-- RECORDS SHOWN --
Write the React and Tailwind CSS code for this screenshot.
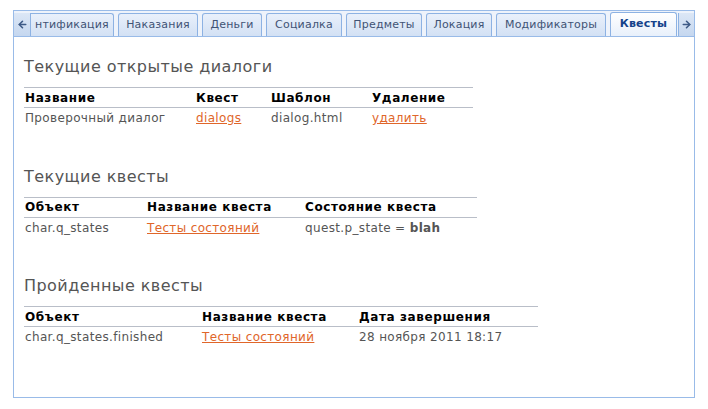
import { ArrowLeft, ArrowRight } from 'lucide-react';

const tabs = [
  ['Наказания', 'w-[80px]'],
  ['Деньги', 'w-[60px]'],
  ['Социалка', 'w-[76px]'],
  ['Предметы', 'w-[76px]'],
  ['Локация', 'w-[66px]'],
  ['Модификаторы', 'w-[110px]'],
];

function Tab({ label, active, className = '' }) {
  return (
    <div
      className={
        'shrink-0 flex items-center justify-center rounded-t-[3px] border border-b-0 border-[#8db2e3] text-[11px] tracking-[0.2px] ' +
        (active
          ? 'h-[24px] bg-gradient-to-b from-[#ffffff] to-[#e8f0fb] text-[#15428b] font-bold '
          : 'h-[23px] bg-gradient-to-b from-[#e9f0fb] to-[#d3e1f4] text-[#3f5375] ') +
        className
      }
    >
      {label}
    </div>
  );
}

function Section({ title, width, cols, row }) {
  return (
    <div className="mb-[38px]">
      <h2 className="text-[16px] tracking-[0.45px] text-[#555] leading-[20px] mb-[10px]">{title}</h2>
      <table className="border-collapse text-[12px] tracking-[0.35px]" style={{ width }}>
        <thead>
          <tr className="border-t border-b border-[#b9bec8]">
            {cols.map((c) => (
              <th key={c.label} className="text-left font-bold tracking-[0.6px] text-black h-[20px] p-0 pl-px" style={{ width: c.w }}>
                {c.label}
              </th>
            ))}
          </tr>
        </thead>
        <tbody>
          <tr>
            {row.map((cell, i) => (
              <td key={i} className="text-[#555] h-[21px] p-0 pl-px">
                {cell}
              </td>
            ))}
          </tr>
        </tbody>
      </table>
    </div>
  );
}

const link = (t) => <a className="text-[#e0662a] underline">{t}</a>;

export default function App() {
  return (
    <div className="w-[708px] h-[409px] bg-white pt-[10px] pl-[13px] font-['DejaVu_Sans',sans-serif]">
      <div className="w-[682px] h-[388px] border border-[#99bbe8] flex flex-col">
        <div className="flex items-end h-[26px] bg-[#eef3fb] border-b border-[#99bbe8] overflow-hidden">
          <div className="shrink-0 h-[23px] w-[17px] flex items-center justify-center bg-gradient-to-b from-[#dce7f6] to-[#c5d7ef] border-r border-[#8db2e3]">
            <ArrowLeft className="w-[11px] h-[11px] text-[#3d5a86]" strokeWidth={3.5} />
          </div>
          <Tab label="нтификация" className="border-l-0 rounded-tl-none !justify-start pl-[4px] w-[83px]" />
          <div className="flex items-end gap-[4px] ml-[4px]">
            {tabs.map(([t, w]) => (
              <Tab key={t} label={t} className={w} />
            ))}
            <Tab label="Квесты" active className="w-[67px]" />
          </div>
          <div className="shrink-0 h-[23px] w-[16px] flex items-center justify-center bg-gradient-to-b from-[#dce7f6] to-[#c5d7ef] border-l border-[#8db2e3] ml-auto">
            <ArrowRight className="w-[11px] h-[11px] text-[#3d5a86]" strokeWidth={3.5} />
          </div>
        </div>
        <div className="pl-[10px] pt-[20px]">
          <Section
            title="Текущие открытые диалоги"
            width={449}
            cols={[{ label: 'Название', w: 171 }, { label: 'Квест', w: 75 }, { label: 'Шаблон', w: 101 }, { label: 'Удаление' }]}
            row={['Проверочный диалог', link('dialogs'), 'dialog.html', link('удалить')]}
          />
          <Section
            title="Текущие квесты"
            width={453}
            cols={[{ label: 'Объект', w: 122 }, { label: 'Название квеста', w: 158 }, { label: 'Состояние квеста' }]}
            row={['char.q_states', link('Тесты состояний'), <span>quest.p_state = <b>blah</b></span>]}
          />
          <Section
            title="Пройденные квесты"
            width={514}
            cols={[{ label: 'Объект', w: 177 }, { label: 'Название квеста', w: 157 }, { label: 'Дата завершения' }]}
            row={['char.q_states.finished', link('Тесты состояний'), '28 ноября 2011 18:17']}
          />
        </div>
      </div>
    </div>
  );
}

...

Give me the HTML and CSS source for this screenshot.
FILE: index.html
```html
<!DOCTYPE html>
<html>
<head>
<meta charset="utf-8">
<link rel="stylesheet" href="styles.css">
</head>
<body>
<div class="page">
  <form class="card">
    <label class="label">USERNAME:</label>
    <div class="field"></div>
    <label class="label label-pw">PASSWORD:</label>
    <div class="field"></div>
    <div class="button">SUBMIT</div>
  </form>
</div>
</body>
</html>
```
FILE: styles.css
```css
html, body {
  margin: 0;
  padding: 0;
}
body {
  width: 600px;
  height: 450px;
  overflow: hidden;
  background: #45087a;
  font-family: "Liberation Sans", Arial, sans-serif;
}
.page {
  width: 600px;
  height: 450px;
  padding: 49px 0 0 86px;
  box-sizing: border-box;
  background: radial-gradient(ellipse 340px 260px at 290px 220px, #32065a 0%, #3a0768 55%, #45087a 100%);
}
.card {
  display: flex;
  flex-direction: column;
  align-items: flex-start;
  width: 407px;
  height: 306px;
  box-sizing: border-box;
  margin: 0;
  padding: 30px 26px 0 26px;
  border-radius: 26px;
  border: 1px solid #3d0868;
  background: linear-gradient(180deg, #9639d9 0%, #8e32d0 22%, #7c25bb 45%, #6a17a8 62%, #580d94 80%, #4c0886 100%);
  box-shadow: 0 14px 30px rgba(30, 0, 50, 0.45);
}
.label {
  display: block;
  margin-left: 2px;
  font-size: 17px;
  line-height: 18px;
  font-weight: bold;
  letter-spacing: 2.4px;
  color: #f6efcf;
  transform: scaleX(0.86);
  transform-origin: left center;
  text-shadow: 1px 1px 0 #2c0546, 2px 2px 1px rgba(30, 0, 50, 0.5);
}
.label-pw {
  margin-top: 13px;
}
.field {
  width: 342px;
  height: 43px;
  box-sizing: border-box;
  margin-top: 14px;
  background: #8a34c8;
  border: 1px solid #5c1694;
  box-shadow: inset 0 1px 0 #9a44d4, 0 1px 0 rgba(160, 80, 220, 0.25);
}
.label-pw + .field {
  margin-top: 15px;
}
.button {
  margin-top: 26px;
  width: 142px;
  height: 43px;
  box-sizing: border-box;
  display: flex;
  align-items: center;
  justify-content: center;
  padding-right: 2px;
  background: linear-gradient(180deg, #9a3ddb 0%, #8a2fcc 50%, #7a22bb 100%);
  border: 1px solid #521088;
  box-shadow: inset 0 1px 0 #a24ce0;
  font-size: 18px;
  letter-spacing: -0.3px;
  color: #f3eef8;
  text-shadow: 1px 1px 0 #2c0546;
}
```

* * *

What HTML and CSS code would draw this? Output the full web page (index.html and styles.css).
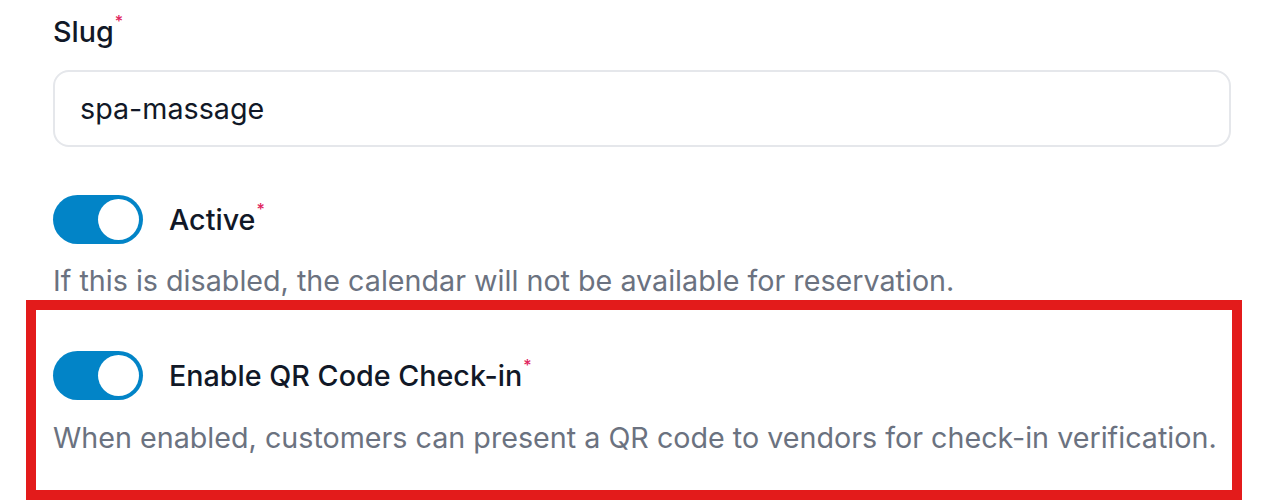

-- TO DO --
Check each line above for the string "code" and show the ones that have it.

-- REPLY TO THE EXERCISE --
Write the React and Tailwind CSS code for this screenshot.
What HTML and CSS code would draw this? Output the full web page (index.html and styles.css).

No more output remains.